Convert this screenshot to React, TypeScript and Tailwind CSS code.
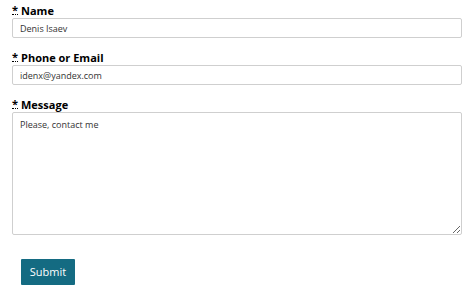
import React from "react";

const font = { fontFamily: '"Open Sans", "Liberation Sans", sans-serif' };

function Label({ text }: { text: string }) {
  return (
    <label className="flex items-center h-[14px] text-[11px] font-bold text-black leading-none">
      <abbr title="required" className="no-underline border-b border-dotted border-black leading-[9px] mr-[3px]">
        *
      </abbr>
      {text}
    </label>
  );
}

export default function App() {
  return (
    <div style={font} className="w-[474px] h-[294px] bg-white px-3 pt-[3px]">
      <form className="flex flex-col">
        <Label text="Name" />
        <input
          defaultValue="Denis Isaev"
          className="mt-[1px] h-[20px] w-[450px] border border-[#cfcfcf] rounded-[2px] px-[7px] text-[9px] text-[#333] outline-none"
        />
        <div className="h-[12px]" />
        <Label text="Phone or Email" />
        <input
          defaultValue="idenx@yandex.com"
          className="mt-[1px] h-[20px] w-[450px] border border-[#cfcfcf] rounded-[2px] px-[7px] text-[9px] text-[#333] outline-none"
        />
        <div className="h-[12px]" />
        <Label text="Message" />
        <textarea
          defaultValue="Please, contact me"
          className="mt-[1px] h-[123px] w-[450px] border border-[#cfcfcf] rounded-[2px] px-[7px] py-[5px] text-[9px] text-[#333] outline-none resize-y"
        />
        <div className="h-[24px]" />
        <button
          type="button"
          className="ml-[9px] w-[54px] h-[26px] bg-[#146b82] text-white text-[11px] rounded-[1px]"
        >
          Submit
        </button>
      </form>
    </div>
  );
}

— GIVEN TASK —
Are you able to set down all the lines above exactly, without any pictures?

— RESULT OF THIS TASK —
Convert this screenshot to React, TypeScript and Tailwind CSS code.
import React from "react";

const font = { fontFamily: '"Open Sans", "Liberation Sans", sans-serif' };

function Label({ text }: { text: string }) {
  return (
    <label className="flex items-center h-[14px] text-[11px] font-bold text-black leading-none">
      <abbr title="required" className="no-underline border-b border-dotted border-black leading-[9px] mr-[3px]">
        *
      </abbr>
      {text}
    </label>
  );
}

export default function App() {
  return (
    <div style={font} className="w-[474px] h-[294px] bg-white px-3 pt-[3px]">
      <form className="flex flex-col">
        <Label text="Name" />
        <input
          defaultValue="Denis Isaev"
          className="mt-[1px] h-[20px] w-[450px] border border-[#cfcfcf] rounded-[2px] px-[7px] text-[9px] text-[#333] outline-none"
        />
        <div className="h-[12px]" />
        <Label text="Phone or Email" />
        <input
          defaultValue="idenx@yandex.com"
          className="mt-[1px] h-[20px] w-[450px] border border-[#cfcfcf] rounded-[2px] px-[7px] text-[9px] text-[#333] outline-none"
        />
        <div className="h-[12px]" />
        <Label text="Message" />
        <textarea
          defaultValue="Please, contact me"
          className="mt-[1px] h-[123px] w-[450px] border border-[#cfcfcf] rounded-[2px] px-[7px] py-[5px] text-[9px] text-[#333] outline-none resize-y"
        />
        <div className="h-[24px]" />
        <button
          type="button"
          className="ml-[9px] w-[54px] h-[26px] bg-[#146b82] text-white text-[11px] rounded-[1px]"
        >
          Submit
        </button>
      </form>
    </div>
  );
}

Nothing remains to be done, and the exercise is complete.